A bigger basket can be handy if you want to make bigger shots. I would say if you invest in a basket, it's probably best to get a precision one (like IMS or VST). 15g is a classic (and my preferred choice), but many people prefer 18g baskets. It's personal.

If you just got the machine, my advice would be to use it for a while as it is, do temp surfing, learn how things work. After a while you might know better what you want to change or add. Good luck and have fun with it!


----------



## HarriEspresso (Dec 16, 2020)

Doram said:


> mecoffee PID you mentions sound like a great idea (everything is internal and you control it via an app). However, if you read the mecoffee thread here and do some research you will learn that this company is actually one person in the Netherland who is unresponsive. Some people got the PID and are happy with it, while others bought and didn't get anything, or got something and had problems - contacted mecoffee and had no response. I wouldn't risk buying this PID based on what I have read.
> This leaves you with an option to either buy the components cheaply and do it yourself, or buy an Auber PID, which is the easiest and safest way, has the best reputation, but unfortunately is expensive (especially if you are not in the U.S. and have to add shipping and VAT/import duties.


 Thank you so much for you reply, i have been attempting to temp surf for the last few days with varied success (but mostly positive).

It's a shame about that mecoffee pid and thank you for letting me know, I guess i need to work out whether i care enough about the looks/data to go and build it myself😅.

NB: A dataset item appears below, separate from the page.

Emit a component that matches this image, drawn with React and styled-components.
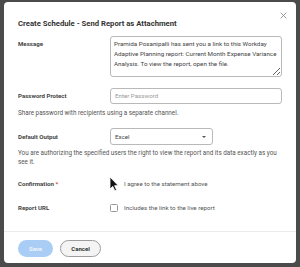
import React from "react";
import styled, { createGlobalStyle } from "styled-components";

const GlobalStyle = createGlobalStyle`
  html, body {
    margin: 0;
    padding: 0;
    width: 300px;
    height: 267px;
    overflow: hidden;
    font-family: Roboto, "Liberation Sans", sans-serif;
  }
`;

const Overlay = styled.div`
  width: 300px;
  height: 267px;
  box-sizing: border-box;
  background: #4b4b4b;
  padding: 2px 4px 4px 4px;
`;

const Modal = styled.div`
  position: relative;
  height: 100%;
  background: #fff;
  border-radius: 4px;
  display: flex;
  flex-direction: column;
`;

const Close = styled.button`
  position: absolute;
  top: 8px;
  right: 8px;
  width: 10px;
  height: 10px;
  padding: 0;
  border: none;
  background: none;
  display: flex;
  align-items: center;
  justify-content: center;
`;

const Title = styled.h1`
  margin: 0;
  padding: 17px 14px 0;
  font-size: 7.7px;
  line-height: 10px;
  font-weight: 700;
  color: #333;
`;

const Body = styled.div`
  flex: 1;
  padding: 0 14px;
`;

const Row = styled.div`
  display: grid;
  grid-template-columns: 92px 1fr;
  align-items: ${(p) => (p.$top ? "start" : "center")};
  margin-top: ${(p) => p.$mt}px;
`;

const Label = styled.div`
  font-size: 6.1px;
  font-weight: 700;
  color: #444;
  line-height: 8px;
  padding-top: ${(p) => (p.$top ? 4 : 0)}px;
`;

const Required = styled.span`
  color: #d0312d;
`;

const TextArea = styled.textarea`
  display: block;
  box-sizing: border-box;
  width: 172px;
  height: 41px;
  margin: 0;
  padding: 2px 3px;
  border: 1px solid #b9b9b9;
  border-radius: 3px;
  font-family: Roboto, "Liberation Sans", sans-serif;
  font-size: 6.25px;
  line-height: 10px;
  color: #444;
  resize: vertical;
  overflow: hidden;
`;

const Input = styled.input`
  display: block;
  box-sizing: border-box;
  width: 172px;
  height: 16px;
  margin: 0;
  padding: 0 4px;
  border: 1px solid #b9b9b9;
  border-radius: 3px;
  font-family: Roboto, "Liberation Sans", sans-serif;
  font-size: 6.2px;
  &::placeholder {
    color: #9a9a9a;
  }
`;

const Select = styled.div`
  box-sizing: border-box;
  width: 103px;
  height: 17px;
  border: 1px solid #b9b9b9;
  border-radius: 3px;
  padding: 0 6px 0 4px;
  display: flex;
  align-items: center;
  justify-content: space-between;
  font-size: 6.2px;
  color: #444;
`;

const Caret = styled.span`
  width: 0;
  height: 0;
  border-left: 2.2px solid transparent;
  border-right: 2.2px solid transparent;
  border-top: 2.8px solid #555;
`;

const Help = styled.p`
  margin: ${(p) => p.$mt}px 0 0;
  font-size: 6.3px;
  line-height: 9px;
  color: #555;
  max-width: 262px;
`;

const Choice = styled.label`
  display: flex;
  align-items: center;
  gap: 6px;
  font-size: 6.2px;
  color: #555;
  line-height: 8px;
  padding-left: ${(p) => p.$indent || 0}px;
`;

const Box = styled.span`
  box-sizing: border-box;
  width: 8px;
  height: 8px;
  border: 1px solid #999;
  border-radius: 1.5px;
  background: #fff;
`;

const Footer = styled.div`
  border-top: 1px solid #ececec;
  padding: 8px 14px 6px;
  display: flex;
  gap: 7px;
`;

const Button = styled.button`
  box-sizing: border-box;
  height: 17px;
  width: ${(p) => p.$w}px;
  border-radius: 9px;
  font-family: Roboto, "Liberation Sans", sans-serif;
  font-size: 6px;
  font-weight: 700;
  padding: 0;
  border: ${(p) => (p.$primary ? "none" : "1px solid #9c9c9c")};
  background: ${(p) => (p.$primary ? "#a9cdf4" : "#f4f4f4")};
  color: ${(p) => (p.$primary ? "#eef5fd" : "#333")};
`;

const Pointer = styled.svg`
  position: absolute;
  left: 105px;
  top: 174px;
`;

export default function App() {
  return (
    <>
      <GlobalStyle />
      <Overlay>
        <Modal>
          <Close aria-label="Close">
            <svg width="7" height="7" viewBox="0 0 10 10">
              <path d="M1 1L9 9M9 1L1 9" stroke="#8a8a8a" strokeWidth="1.2" />
            </svg>
          </Close>
          <Title>Create Schedule - Send Report as Attachment</Title>
          <Body>
            <Row $top $mt={7}>
              <Label $top>Message</Label>
              <TextArea
                readOnly
                value="Pramida Posanipalli has sent you a link to this Workday Adaptive Planning report: Current Month Expense Variance Analysis. To view the report, open the file."
              />
            </Row>
            <Row $mt={11}>
              <Label>Password Protect</Label>
              <Input placeholder="Enter Password" />
            </Row>
            <Help $mt={5}>Share password with recipients using a separate channel.</Help>
            <Row $mt={10}>
              <Label>Default Output</Label>
              <Select>
                Excel
                <Caret />
              </Select>
            </Row>
            <Help $mt={4}>
              You are authorizing the specified users the right to view the report and its data exactly as you see it.
            </Help>
            <Row $mt={13}>
              <Label>
                Confirmation <Required>*</Required>
              </Label>
              <Choice $indent={14}>I agree to the statement above</Choice>
            </Row>
            <Row $mt={16}>
              <Label>Report URL</Label>
              <Choice>
                <Box />
                Includes the link to the live report
              </Choice>
            </Row>
          </Body>
          <Footer>
            <Button $primary $w={35}>Save</Button>
            <Button $w={41}>Cancel</Button>
          </Footer>
          <Pointer width="10" height="16" viewBox="0 0 10 16">
            <path
              d="M1 1L1 13L3.8 10.4L5.8 14.8L7.6 14L5.6 9.7L9.2 9.6Z"
              fill="#111"
              stroke="#fff"
              strokeWidth="0.8"
              strokeLinejoin="round"
            />
          </Pointer>
        </Modal>
      </Overlay>
    </>
  );
}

You wouldn't happen to know of a thread on here that might delve into DIY PID's deeper would you? (My apologies if this is obvious, im pretty new to this forum). I'm definitely not apposed to the challenge, i just need to focus on uni work first and delve into that rabbit hole at a later date!

Thanks once again


----------



## Doram (Oct 12, 2012)

HarriEspresso said:


> You wouldn't happen to know of a thread on here that might delve into DIY PID's deeper would you? (My apologies if this is obvious, im pretty new to this forum). I'm definitely not apposed to the challenge, i just need to focus on uni work first and delve into that rabbit hole at a later date!


 There is a lot of information about DIY PID, and it can get a little confusing, but I think this one looks clear: http://www.sisand.dk/?p=205

Another that seems good is in German, but maybe you speak it or can use Google translate: http://rancilio-pid.de/

If you do it yourself, once you install the hardware (doesn't seem too complicated if you are handy) you need to find and set the correct values. You need to tame overshooting when cold water enters the boiler and the PID tries to recover the set temp, and you might also need different things when you turn th e machine from cold and want to heat it fast, and when machine has hit the target and wants to keep it (and recover from usage). Auber is easier because you get all the components in a kit with instructions and pre-set values, but for a high price.

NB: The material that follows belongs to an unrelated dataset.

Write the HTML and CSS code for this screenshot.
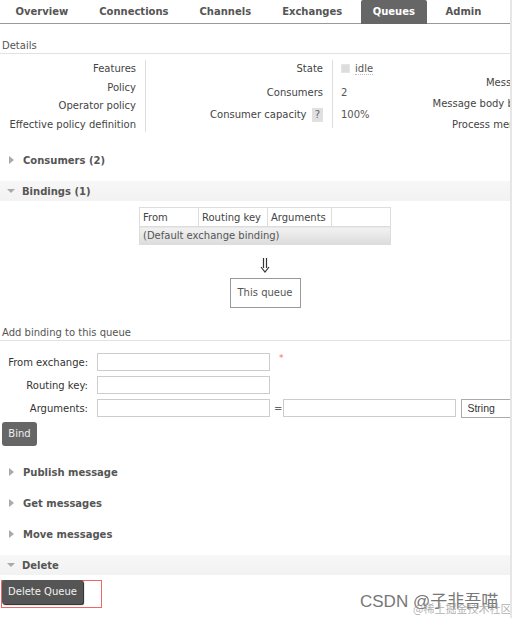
FILE: index.html
```html
<!DOCTYPE html>
<html>
<head>
<meta charset="utf-8">
<link rel="stylesheet" href="styles.css">
</head>
<body>
<div class="page">
  <div class="nav">
    <span class="tab">Overview</span>
    <span class="tab">Connections</span>
    <span class="tab">Channels</span>
    <span class="tab">Exchanges</span>
    <span class="tab active">Queues</span>
    <span class="tab last">Admin</span>
  </div>

  <div class="subhead">Details</div>

  <div class="details">
    <div class="dgroup g1">
      <div class="dlabels">
        <div class="drow">Features</div>
        <div class="drow">Policy</div>
        <div class="drow">Operator policy</div>
        <div class="drow">Effective policy definition</div>
      </div>
    </div>
    <div class="dgroup g2">
      <div class="dlabels">
        <div class="drow r1">State</div>
        <div class="drow r2">Consumers</div>
        <div class="drow r3">Consumer capacity <span class="help">?</span></div>
      </div>
      <div class="dvalues">
        <div class="drow r1"><span class="chk"></span><span class="idle">idle</span></div>
        <div class="drow r2">2</div>
        <div class="drow r3">100%</div>
      </div>
    </div>
    <div class="dgroup g3">
      <div class="dlabels">
        <div class="drow">Messages</div>
        <div class="drow">Message body bytes</div>
        <div class="drow">Process memory</div>
      </div>
    </div>
  </div>

  <div class="section"><span class="tri right"></span>Consumers (2)</div>
  <div class="section open"><span class="tri down"></span>Bindings (1)</div>

  <div class="bindings">
    <table class="btable">
      <tr class="bhead"><td class="c1">From</td><td class="c2">Routing key</td><td class="c3">Arguments</td><td class="c4"></td></tr>
      <tr class="brow"><td colspan="4">(Default exchange binding)</td></tr>
    </table>
    <svg class="arrow" width="10" height="15" viewBox="0 0 10 15">
      <path d="M3.5 0 V10 M6.5 0 V10 M1 9 L5 14 L9 9" fill="none" stroke="#333" stroke-width="1.2"/>
    </svg>
    <div class="thisq">This queue</div>
  </div>

  <div class="subhead add">Add binding to this queue</div>

  <div class="form">
    <div class="frow">
      <label class="flabel">From exchange:</label>
      <span class="input w1"></span>
      <span class="req">*</span>
    </div>
    <div class="frow">
      <label class="flabel">Routing key:</label>
      <span class="input w1"></span>
    </div>
    <div class="frow">
      <label class="flabel">Arguments:</label>
      <span class="input w1"></span>
      <span class="eq">=</span>
      <span class="input w2"></span>
      <span class="select">String</span>
    </div>
  </div>
  <div class="bindbtn">Bind</div>

  <div class="section s-pub"><span class="tri right"></span>Publish message</div>
  <div class="section"><span class="tri right"></span>Get messages</div>
  <div class="section"><span class="tri right"></span>Move messages</div>
  <div class="section open"><span class="tri down"></span>Delete</div>

  <div class="delwrap">
    <div class="delbtn">Delete Queue</div>
    <div class="redbox"></div>
    <div class="wm">CSDN @子非吾喵</div>
    <div class="wm2">@稀土掘金技术社区</div>
  </div>
</div>
</body>
</html>
```

FILE: styles.css
```css
html, body {
  margin: 0;
  padding: 0;
  background: #fff;
}
body {
  width: 512px;
  height: 618px;
  overflow: hidden;
  font-family: "DejaVu Sans", Verdana, sans-serif;
  font-size: 10px;
  color: #444;
}
.page {
  position: relative;
  width: 512px;
  height: 618px;
  border-right: 2px solid #e6e6e6;
  box-sizing: border-box;
  overflow: hidden;
}
.nav {
  display: flex;
  height: 24px;
  border-bottom: 1px solid #999;
  box-sizing: border-box;
}
.tab {
  flex: none;
  padding: 0 15.5px;
  font-weight: bold;
  color: #555;
  line-height: 23px;
  height: 23px;
  white-space: nowrap;
}
.tab.active {
  margin-left: 3px;
  background: #666;
  color: #fff;
  padding: 0 12px;
  border-radius: 2px 2px 0 0;
  height: 24px;
  margin-bottom: -1px;
}
.tab.last { margin-left: 3px; }
.subhead {
  color: #555;
  padding-left: 2px;
  margin-top: 14px;
  height: 15px;
  line-height: 15px;
  border-bottom: 1px solid #e2e2e2;
}
.details {
  display: flex;
  margin-top: 6px;
  height: 87px;
}
.dgroup { display: flex; flex: none; }
.dlabels { text-align: right; flex: none; }
.g1 { width: 146px; }
.g1 .dlabels {
  width: 136px;
  padding-right: 9px;
  border-right: 1px solid #ddd;
  height: 72px;
}
.drow { height: 18.5px; line-height: 18.5px; white-space: nowrap; }
.g2 { width: 200px; }
.g2 .dlabels {
  width: 177px;
  padding-right: 9px;
  border-right: 1px solid #ddd;
  height: 68px;
}
.g2 .r1 { height: 22px; line-height: 18px; }
.g2 .r2 { height: 22px; line-height: 22px; }
.g2 .r3 { height: 21px; line-height: 21px; }
.dvalues { flex: none; padding-left: 8px; color: #555; }
.chk {
  display: inline-block;
  width: 7px;
  height: 7px;
  background: #ddd;
  border: 1px solid #e5e5e5;
  margin-right: 5px;
  vertical-align: -1px;
}
.idle {
  border-bottom: 1px dotted #bbb;
}
.help {
  display: inline-block;
  background: #e0e0e0;
  color: #666;
  padding: 0 3px;
  line-height: 14px;
  margin-left: 2px;
}
.g3 { width: 210px; }
.g3 .dlabels {
  width: 189px;
  padding-top: 12px;
}
.g3 .drow { height: 21px; line-height: 21px; }
.section {
  display: flex;
  align-items: center;
  height: 20px;
  margin-top: 11px;
  font-weight: bold;
  color: #555;
  padding-left: 9px;
}
.details + .section { margin-top: 3px; }
.section.open {
  background: linear-gradient(#f7f7f7, #f2f2f2);
  padding-left: 7px;
}
.tri {
  display: inline-block;
  width: 0;
  height: 0;
  margin-right: 9px;
}
.tri.right {
  border-top: 4px solid transparent;
  border-bottom: 4px solid transparent;
  border-left: 5px solid #aaa;
}
.tri.down {
  border-left: 4.5px solid transparent;
  border-right: 4.5px solid transparent;
  border-top: 4px solid #aaa;
  margin-right: 7px;
}
.bindings {
  display: flex;
  flex-direction: column;
  align-items: center;
  padding-top: 6px;
  margin-left: 20px;
}
.btable {
  border-collapse: collapse;
  width: 252px;
  font-size: 10px;
  color: #444;
}
.btable td {
  border: 1px solid #ddd;
  padding: 0 3px;
  height: 17px;
  white-space: nowrap;
}
.bhead td { height: 18px; }
.btable .c1 { width: 52px; }
.btable .c2 { width: 62px; }
.btable .c3 { width: 57px; }
.brow td {
  background: linear-gradient(#f2f2f2, #dcdcdc);
  color: #555;
  border-color: #ddd;
}
.arrow {
  display: block;
  margin-top: 13px;
}
.thisq {
  margin-top: 5px;
  border: 1px solid #999;
  width: 71px;
  height: 30px;
  box-sizing: border-box;
  line-height: 28px;
  text-align: center;
  color: #555;
}
.subhead.add {
  margin-top: 17px;
}
.form {
  padding-top: 12px;
  display: flex;
  flex-direction: column;
  gap: 5px;
}
.frow {
  display: flex;
  align-items: center;
  height: 18px;
}
.flabel {
  flex: none;
  width: 88px;
  text-align: right;
  margin-right: 9px;
  color: #333;
}
.input {
  flex: none;
  display: inline-block;
  height: 18px;
  box-sizing: border-box;
  border: 1px solid #ccc;
  background: #fff;
}
.w1 { width: 173px; }
.w2 { width: 173px; }
.req {
  color: #f66;
  margin-left: 9px;
  align-self: flex-start;
  font-size: 9px;
}
.eq {
  flex: none;
  margin: 0 1px 0 4px;
  color: #666;
}
.select {
  flex: none;
  display: inline-block;
  margin-left: 5px;
  height: 19px;
  width: 60px;
  box-sizing: border-box;
  border: 1px solid #aaa;
  border-right: none;
  background: #fff;
  padding-left: 5px;
  line-height: 17px;
  font-family: "Liberation Sans", Arial, sans-serif;
  font-size: 10.5px;
  color: #333;
}
.bindbtn {
  margin: 5px 0 0 2px;
  width: 35px;
  height: 24px;
  line-height: 24px;
  background: #666;
  color: #f0f0f0;
  border-radius: 3px;
  text-align: center;
}
.section.s-pub { margin-top: 16px; }
.delwrap {
  position: relative;
  height: 60px;
}
.delbtn {
  margin: 5px 0 0 2px;
  width: 81px;
  height: 24px;
  line-height: 24px;
  background: #555;
  color: #f2f2f2;
  border-radius: 2px;
  box-shadow: 1px 1px 1px #222;
  text-align: center;
  position: relative;
  z-index: 1;
}
.redbox {
  position: absolute;
  left: 1px;
  top: 0;
  width: 101px;
  height: 28px;
  border: 1px solid #e66;
  box-sizing: border-box;
}
.wm {
  position: absolute;
  left: 360px;
  top: 12px;
  font-family: "Liberation Sans", "Noto Sans CJK SC", sans-serif;
  font-size: 17px;
  line-height: 20px;
  color: #777;
  white-space: nowrap;
}
.wm2 {
  position: absolute;
  left: 413px;
  top: 21px;
  font-family: "Noto Sans CJK SC", sans-serif;
  font-size: 11px;
  line-height: 14px;
  color: rgba(150,150,150,0.75);
  white-space: nowrap;
}
```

As a student on a budget, you might be interested in installing a cheap thermocouple to the boiler (you can get one for under £6, see for example Here and a pic below). You open the top cover, loosen one of the screws that hold one of the two thermostats to the boiler and insert the end of the prove between the boiler and the screw head before tightening the screw back. The thermometer now gives you an instant read of the temperature at the boiler, and this takes a lot of the guesswork out of temp surfing. There is a difference of ~10C degrees between the temperature at the boiler and the temp at the group, so when for instance the temp at the boiler is 107C, the group might be at 97C. With that information you can find at what boiler temp you get the best shots, and start your brew when you have this temperature at the boiler to get more consistent results.

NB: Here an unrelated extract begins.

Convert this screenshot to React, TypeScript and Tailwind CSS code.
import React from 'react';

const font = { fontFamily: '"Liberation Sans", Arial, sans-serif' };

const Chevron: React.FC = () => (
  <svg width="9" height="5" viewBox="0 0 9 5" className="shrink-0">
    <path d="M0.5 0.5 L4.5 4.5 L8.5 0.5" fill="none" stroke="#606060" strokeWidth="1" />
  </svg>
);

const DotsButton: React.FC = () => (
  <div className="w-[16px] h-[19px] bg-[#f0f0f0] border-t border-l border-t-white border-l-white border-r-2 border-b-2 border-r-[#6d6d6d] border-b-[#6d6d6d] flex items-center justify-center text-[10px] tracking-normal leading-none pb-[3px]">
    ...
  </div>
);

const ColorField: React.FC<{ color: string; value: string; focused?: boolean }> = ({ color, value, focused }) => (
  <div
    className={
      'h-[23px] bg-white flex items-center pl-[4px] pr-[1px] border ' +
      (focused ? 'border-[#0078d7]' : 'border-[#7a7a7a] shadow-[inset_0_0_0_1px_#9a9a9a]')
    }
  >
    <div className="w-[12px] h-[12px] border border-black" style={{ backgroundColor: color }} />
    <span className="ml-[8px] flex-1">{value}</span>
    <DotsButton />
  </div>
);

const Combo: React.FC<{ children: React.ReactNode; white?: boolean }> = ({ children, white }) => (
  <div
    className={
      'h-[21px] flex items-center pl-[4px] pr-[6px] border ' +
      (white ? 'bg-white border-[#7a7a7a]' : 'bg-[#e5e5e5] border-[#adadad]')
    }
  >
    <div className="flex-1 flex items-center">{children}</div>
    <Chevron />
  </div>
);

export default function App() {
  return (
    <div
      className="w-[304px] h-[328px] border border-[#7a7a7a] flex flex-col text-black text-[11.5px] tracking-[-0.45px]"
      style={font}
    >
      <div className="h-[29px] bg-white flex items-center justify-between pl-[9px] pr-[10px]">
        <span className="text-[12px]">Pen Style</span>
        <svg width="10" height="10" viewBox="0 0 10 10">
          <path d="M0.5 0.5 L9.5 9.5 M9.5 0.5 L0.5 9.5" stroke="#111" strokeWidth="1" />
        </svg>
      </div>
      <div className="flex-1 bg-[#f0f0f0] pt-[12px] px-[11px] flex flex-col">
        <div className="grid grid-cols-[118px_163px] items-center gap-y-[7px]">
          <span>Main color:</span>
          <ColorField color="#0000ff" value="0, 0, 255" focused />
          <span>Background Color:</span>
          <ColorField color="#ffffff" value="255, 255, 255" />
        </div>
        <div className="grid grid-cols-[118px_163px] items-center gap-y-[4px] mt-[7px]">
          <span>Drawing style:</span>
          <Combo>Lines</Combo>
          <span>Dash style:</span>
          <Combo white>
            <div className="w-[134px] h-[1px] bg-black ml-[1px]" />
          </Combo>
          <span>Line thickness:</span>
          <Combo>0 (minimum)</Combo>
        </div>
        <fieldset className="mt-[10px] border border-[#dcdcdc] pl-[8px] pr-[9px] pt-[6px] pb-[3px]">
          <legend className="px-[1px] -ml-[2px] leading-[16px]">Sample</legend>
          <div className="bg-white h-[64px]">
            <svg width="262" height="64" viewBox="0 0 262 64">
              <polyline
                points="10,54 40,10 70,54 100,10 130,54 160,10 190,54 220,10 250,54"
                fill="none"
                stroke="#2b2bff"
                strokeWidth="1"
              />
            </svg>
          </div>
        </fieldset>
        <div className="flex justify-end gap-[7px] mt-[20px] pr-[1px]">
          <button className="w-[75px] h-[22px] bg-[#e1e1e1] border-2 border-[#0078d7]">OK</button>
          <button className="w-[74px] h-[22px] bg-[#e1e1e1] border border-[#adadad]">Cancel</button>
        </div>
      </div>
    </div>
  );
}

Note that the PID will also read the temperature at the boiler, not at the group. The PID will use that info to keep the boiler at your set temp automatically. The thermocouple will not do anything to control the temperature, but it will help you to manually start the brew at the temperature you want, instead of having to blindly guess the temperature in the dark. It is a great learning tool that gives you important information and helps you understand how the machine works without breaking the bank.


----------



## HarriEspresso (Dec 16, 2020)

Doram said:


> As a student on a budget, you might be interested in installing a cheap thermocouple to the boiler (you can get one for under £6, see for example Here and a pic below).


 Thank you, that looks perfect for what I want a second. I'm almost certainly going to build something a little more techy for myself at a later date. But this should suffice until I can dedicate the time!


----------



## Koffeeking (Jan 20, 2021)

Definitely fit a pid there easy to fit, and change the basket. I've had mine for 9 years now those two are a must do.


----------